Would you repeat the listing exactly but omit every picture?

★ ★ ★ ★

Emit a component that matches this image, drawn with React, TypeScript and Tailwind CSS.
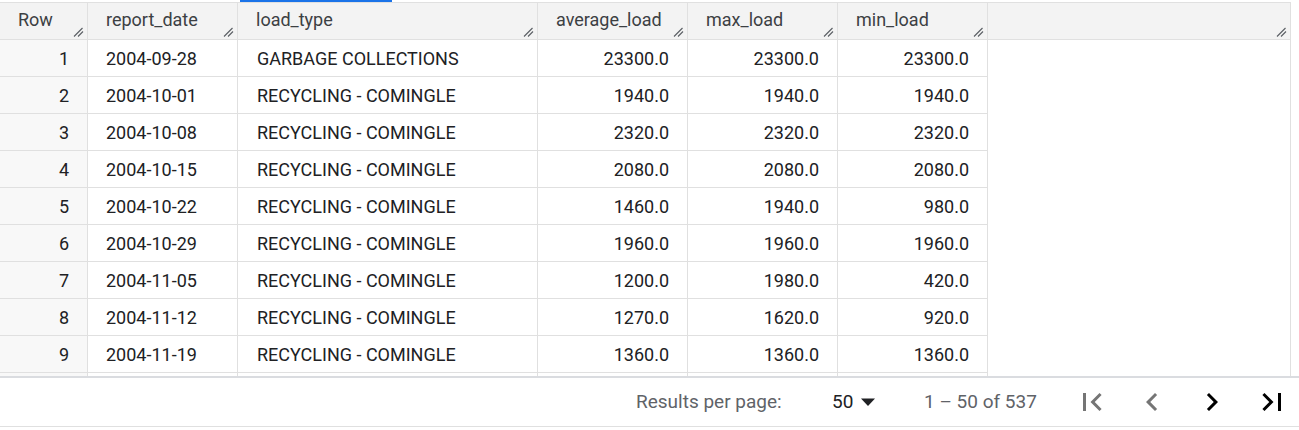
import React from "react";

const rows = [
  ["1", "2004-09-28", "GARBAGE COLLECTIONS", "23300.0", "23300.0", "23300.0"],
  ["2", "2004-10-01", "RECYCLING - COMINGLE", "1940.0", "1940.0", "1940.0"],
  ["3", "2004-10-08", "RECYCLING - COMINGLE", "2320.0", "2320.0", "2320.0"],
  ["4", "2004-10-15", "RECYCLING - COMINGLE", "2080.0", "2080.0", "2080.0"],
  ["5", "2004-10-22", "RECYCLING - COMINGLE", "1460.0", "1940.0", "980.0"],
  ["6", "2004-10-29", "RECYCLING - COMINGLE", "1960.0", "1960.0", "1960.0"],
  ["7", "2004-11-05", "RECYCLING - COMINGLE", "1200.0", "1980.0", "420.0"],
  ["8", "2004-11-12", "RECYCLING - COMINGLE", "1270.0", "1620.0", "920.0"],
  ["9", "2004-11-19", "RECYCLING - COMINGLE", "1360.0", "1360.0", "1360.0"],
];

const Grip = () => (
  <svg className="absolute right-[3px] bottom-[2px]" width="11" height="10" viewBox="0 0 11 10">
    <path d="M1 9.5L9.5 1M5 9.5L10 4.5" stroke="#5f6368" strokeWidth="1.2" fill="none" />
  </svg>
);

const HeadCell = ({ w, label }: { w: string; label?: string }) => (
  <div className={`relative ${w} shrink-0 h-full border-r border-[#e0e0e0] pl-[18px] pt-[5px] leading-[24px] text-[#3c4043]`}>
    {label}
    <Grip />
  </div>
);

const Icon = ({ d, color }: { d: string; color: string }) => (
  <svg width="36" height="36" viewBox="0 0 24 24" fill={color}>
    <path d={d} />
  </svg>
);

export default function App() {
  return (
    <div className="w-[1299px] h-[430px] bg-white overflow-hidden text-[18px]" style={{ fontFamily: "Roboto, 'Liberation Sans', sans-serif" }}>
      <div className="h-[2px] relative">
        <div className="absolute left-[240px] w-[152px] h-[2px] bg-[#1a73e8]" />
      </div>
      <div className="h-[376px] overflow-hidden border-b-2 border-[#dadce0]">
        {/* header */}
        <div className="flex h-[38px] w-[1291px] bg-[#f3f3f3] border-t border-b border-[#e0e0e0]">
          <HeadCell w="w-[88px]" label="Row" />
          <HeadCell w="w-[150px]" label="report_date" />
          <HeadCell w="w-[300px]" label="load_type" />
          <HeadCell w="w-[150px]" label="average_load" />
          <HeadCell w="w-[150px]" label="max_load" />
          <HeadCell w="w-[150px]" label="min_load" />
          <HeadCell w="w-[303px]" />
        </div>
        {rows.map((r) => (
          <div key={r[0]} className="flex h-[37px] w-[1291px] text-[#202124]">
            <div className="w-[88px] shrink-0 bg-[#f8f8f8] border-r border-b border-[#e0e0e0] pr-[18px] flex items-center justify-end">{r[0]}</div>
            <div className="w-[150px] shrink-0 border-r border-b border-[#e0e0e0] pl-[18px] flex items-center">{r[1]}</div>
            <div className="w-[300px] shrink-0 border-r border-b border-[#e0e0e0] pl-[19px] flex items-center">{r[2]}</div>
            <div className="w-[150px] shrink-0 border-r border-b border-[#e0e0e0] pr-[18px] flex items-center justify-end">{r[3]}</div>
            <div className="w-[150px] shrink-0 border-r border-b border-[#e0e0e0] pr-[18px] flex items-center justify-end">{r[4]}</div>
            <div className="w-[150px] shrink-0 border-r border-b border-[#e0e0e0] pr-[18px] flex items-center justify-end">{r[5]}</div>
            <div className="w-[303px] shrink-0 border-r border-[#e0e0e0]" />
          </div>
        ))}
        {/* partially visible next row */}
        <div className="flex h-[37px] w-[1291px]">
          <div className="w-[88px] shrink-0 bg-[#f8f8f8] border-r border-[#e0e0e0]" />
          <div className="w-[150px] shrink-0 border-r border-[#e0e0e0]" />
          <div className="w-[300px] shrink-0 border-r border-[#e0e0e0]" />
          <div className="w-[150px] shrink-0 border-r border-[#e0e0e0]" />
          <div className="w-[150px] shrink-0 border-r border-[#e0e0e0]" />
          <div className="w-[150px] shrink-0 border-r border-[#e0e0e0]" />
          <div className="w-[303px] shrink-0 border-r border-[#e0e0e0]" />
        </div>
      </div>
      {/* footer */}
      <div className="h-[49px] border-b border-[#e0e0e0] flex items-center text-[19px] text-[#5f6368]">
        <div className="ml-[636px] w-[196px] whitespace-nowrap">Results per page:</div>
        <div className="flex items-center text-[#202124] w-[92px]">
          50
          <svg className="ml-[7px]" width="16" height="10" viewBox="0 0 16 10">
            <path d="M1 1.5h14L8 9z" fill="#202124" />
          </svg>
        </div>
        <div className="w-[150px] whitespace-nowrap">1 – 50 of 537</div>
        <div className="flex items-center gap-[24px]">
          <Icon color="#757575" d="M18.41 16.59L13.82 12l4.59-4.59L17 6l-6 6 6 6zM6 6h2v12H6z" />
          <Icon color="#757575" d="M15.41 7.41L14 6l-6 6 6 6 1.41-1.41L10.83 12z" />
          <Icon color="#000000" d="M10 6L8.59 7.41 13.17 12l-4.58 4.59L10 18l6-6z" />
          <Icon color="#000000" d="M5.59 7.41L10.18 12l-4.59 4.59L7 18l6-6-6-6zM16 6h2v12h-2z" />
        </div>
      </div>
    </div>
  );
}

★ ★ ★ ★

**The answer**
Emit a component that matches this image, drawn with React, TypeScript and Tailwind CSS.
import React from "react";

const rows = [
  ["1", "2004-09-28", "GARBAGE COLLECTIONS", "23300.0", "23300.0", "23300.0"],
  ["2", "2004-10-01", "RECYCLING - COMINGLE", "1940.0", "1940.0", "1940.0"],
  ["3", "2004-10-08", "RECYCLING - COMINGLE", "2320.0", "2320.0", "2320.0"],
  ["4", "2004-10-15", "RECYCLING - COMINGLE", "2080.0", "2080.0", "2080.0"],
  ["5", "2004-10-22", "RECYCLING - COMINGLE", "1460.0", "1940.0", "980.0"],
  ["6", "2004-10-29", "RECYCLING - COMINGLE", "1960.0", "1960.0", "1960.0"],
  ["7", "2004-11-05", "RECYCLING - COMINGLE", "1200.0", "1980.0", "420.0"],
  ["8", "2004-11-12", "RECYCLING - COMINGLE", "1270.0", "1620.0", "920.0"],
  ["9", "2004-11-19", "RECYCLING - COMINGLE", "1360.0", "1360.0", "1360.0"],
];

const Grip = () => (
  <svg className="absolute right-[3px] bottom-[2px]" width="11" height="10" viewBox="0 0 11 10">
    <path d="M1 9.5L9.5 1M5 9.5L10 4.5" stroke="#5f6368" strokeWidth="1.2" fill="none" />
  </svg>
);

const HeadCell = ({ w, label }: { w: string; label?: string }) => (
  <div className={`relative ${w} shrink-0 h-full border-r border-[#e0e0e0] pl-[18px] pt-[5px] leading-[24px] text-[#3c4043]`}>
    {label}
    <Grip />
  </div>
);

const Icon = ({ d, color }: { d: string; color: string }) => (
  <svg width="36" height="36" viewBox="0 0 24 24" fill={color}>
    <path d={d} />
  </svg>
);

export default function App() {
  return (
    <div className="w-[1299px] h-[430px] bg-white overflow-hidden text-[18px]" style={{ fontFamily: "Roboto, 'Liberation Sans', sans-serif" }}>
      <div className="h-[2px] relative">
        <div className="absolute left-[240px] w-[152px] h-[2px] bg-[#1a73e8]" />
      </div>
      <div className="h-[376px] overflow-hidden border-b-2 border-[#dadce0]">
        {/* header */}
        <div className="flex h-[38px] w-[1291px] bg-[#f3f3f3] border-t border-b border-[#e0e0e0]">
          <HeadCell w="w-[88px]" label="Row" />
          <HeadCell w="w-[150px]" label="report_date" />
          <HeadCell w="w-[300px]" label="load_type" />
          <HeadCell w="w-[150px]" label="average_load" />
          <HeadCell w="w-[150px]" label="max_load" />
          <HeadCell w="w-[150px]" label="min_load" />
          <HeadCell w="w-[303px]" />
        </div>
        {rows.map((r) => (
          <div key={r[0]} className="flex h-[37px] w-[1291px] text-[#202124]">
            <div className="w-[88px] shrink-0 bg-[#f8f8f8] border-r border-b border-[#e0e0e0] pr-[18px] flex items-center justify-end">{r[0]}</div>
            <div className="w-[150px] shrink-0 border-r border-b border-[#e0e0e0] pl-[18px] flex items-center">{r[1]}</div>
            <div className="w-[300px] shrink-0 border-r border-b border-[#e0e0e0] pl-[19px] flex items-center">{r[2]}</div>
            <div className="w-[150px] shrink-0 border-r border-b border-[#e0e0e0] pr-[18px] flex items-center justify-end">{r[3]}</div>
            <div className="w-[150px] shrink-0 border-r border-b border-[#e0e0e0] pr-[18px] flex items-center justify-end">{r[4]}</div>
            <div className="w-[150px] shrink-0 border-r border-b border-[#e0e0e0] pr-[18px] flex items-center justify-end">{r[5]}</div>
            <div className="w-[303px] shrink-0 border-r border-[#e0e0e0]" />
          </div>
        ))}
        {/* partially visible next row */}
        <div className="flex h-[37px] w-[1291px]">
          <div className="w-[88px] shrink-0 bg-[#f8f8f8] border-r border-[#e0e0e0]" />
          <div className="w-[150px] shrink-0 border-r border-[#e0e0e0]" />
          <div className="w-[300px] shrink-0 border-r border-[#e0e0e0]" />
          <div className="w-[150px] shrink-0 border-r border-[#e0e0e0]" />
          <div className="w-[150px] shrink-0 border-r border-[#e0e0e0]" />
          <div className="w-[150px] shrink-0 border-r border-[#e0e0e0]" />
          <div className="w-[303px] shrink-0 border-r border-[#e0e0e0]" />
        </div>
      </div>
      {/* footer */}
      <div className="h-[49px] border-b border-[#e0e0e0] flex items-center text-[19px] text-[#5f6368]">
        <div className="ml-[636px] w-[196px] whitespace-nowrap">Results per page:</div>
        <div className="flex items-center text-[#202124] w-[92px]">
          50
          <svg className="ml-[7px]" width="16" height="10" viewBox="0 0 16 10">
            <path d="M1 1.5h14L8 9z" fill="#202124" />
          </svg>
        </div>
        <div className="w-[150px] whitespace-nowrap">1 – 50 of 537</div>
        <div className="flex items-center gap-[24px]">
          <Icon color="#757575" d="M18.41 16.59L13.82 12l4.59-4.59L17 6l-6 6 6 6zM6 6h2v12H6z" />
          <Icon color="#757575" d="M15.41 7.41L14 6l-6 6 6 6 1.41-1.41L10.83 12z" />
          <Icon color="#000000" d="M10 6L8.59 7.41 13.17 12l-4.58 4.59L10 18l6-6z" />
          <Icon color="#000000" d="M5.59 7.41L10.18 12l-4.59 4.59L7 18l6-6-6-6zM16 6h2v12h-2z" />
        </div>
      </div>
    </div>
  );
}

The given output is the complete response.